Pozornie cóż w tym złego, że ludzie chcą używać świata i uroków młodości? Przecież radość życia nie jest czymś grzesznym. Tyle, że pod jednym warunkiem: używanie świata nie może dokonywać się kosztem zaniedbania albo wręcz zanegowania czegoś absolutnie w życiu najważniejszego. A taka niestety bywa. Ludziom się nieraz wydaje, że dla krótkiej chwili samozadowolenia warto poświęcić wszystko inne, nawet szczęście wieczne. Zachowujemy się jak małpy, na które poluje się w Afryce wkładając banana do słoika z wąską szyjką. Zwierzę zaciskając w słoiku łapę ze zdobyczą nie może jej wyciągnąć z powrotem. I nie puści, nawet gdy widzi obok myśliwego z tasakiem. Ale czy od małpy można wymagać roztropności?

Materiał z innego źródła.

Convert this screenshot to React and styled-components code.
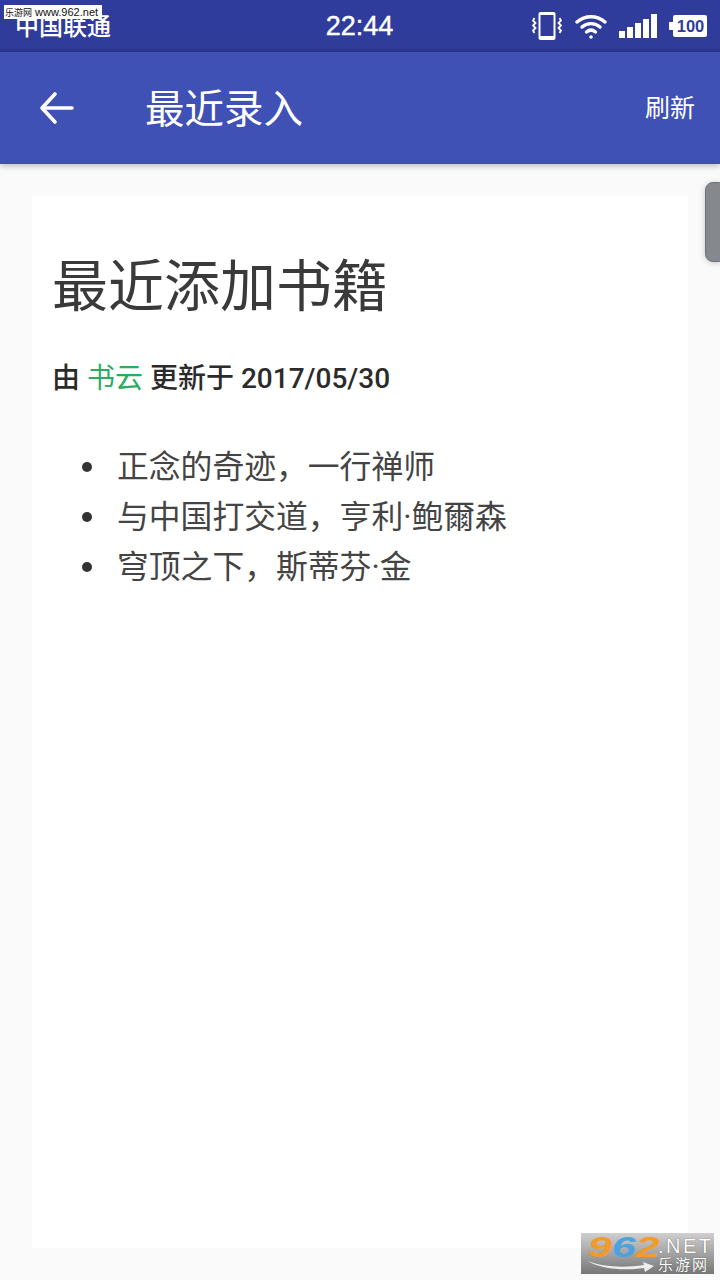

Roztropność jest u ludzi jedną z cnót kardynalnych. Jest zdolnością postawienia sobie właściwego celu, tego najważniejszego, ale i umiejętnością wyboru odpowiednich dróg, które do upragnionego celu niezawodnie prowadzą. Nie jest przecież roztropnością wyjście zimą na Rysy w tenisówkach. Roztropne panny z Chrystusowej przypowieści wiedziały, że ich zadaniem jest towarzyszenie nocą Oblubieńcowi do domu Oblubienicy i dlatego zatroszczyły się o wszystko, co było konieczne do wypełnienia ich powołania. Wiedziały, że ich rola sprowadza się do niesienia światła. Nieroztropne zaś, być może skupiły się na pudrowaniu nosów i kręceniu papilotów; być może włożyły stroje tak wspaniałe, jak na własny ślub? I po cóż to komu, gdy zabrakło światła?

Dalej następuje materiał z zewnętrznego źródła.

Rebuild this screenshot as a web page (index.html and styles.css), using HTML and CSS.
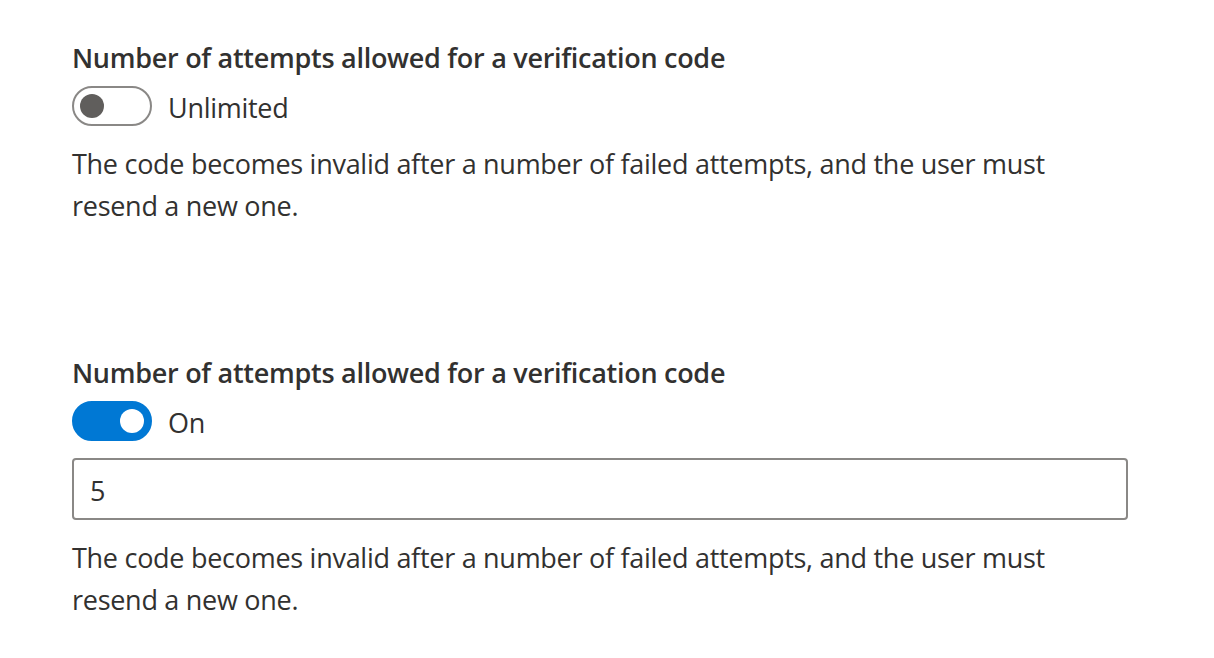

Każde z ludzkich zachowań, jeśli nie zostanie ujęte w karby roztropności będzie śmieszne lub żałosne. Św. Paweł nazywał roztropność przepasaniem wszystkich cnót. Porównywał cnoty do fałdów długiej tuniki, które jeśli nie zostaną zebrane i przewiązane, plączą się pod nogami i próba chodzenia kończy się upadkiem. Pobożność bez roztropności zmieni się w dewocję, męstwo w brawurę, wiara w naiwność, nawet miłość może przerodzić się w egoizm lub nadopiekuńczość. Roztropność jest świętym wyrachowaniem, które każe nam co dzień rezygnować z tego, co ważne na rzecz najważniejszego i z tego, co jest wielkim dobrem na rzecz Tego, Który jest Dobrem Najwyższym.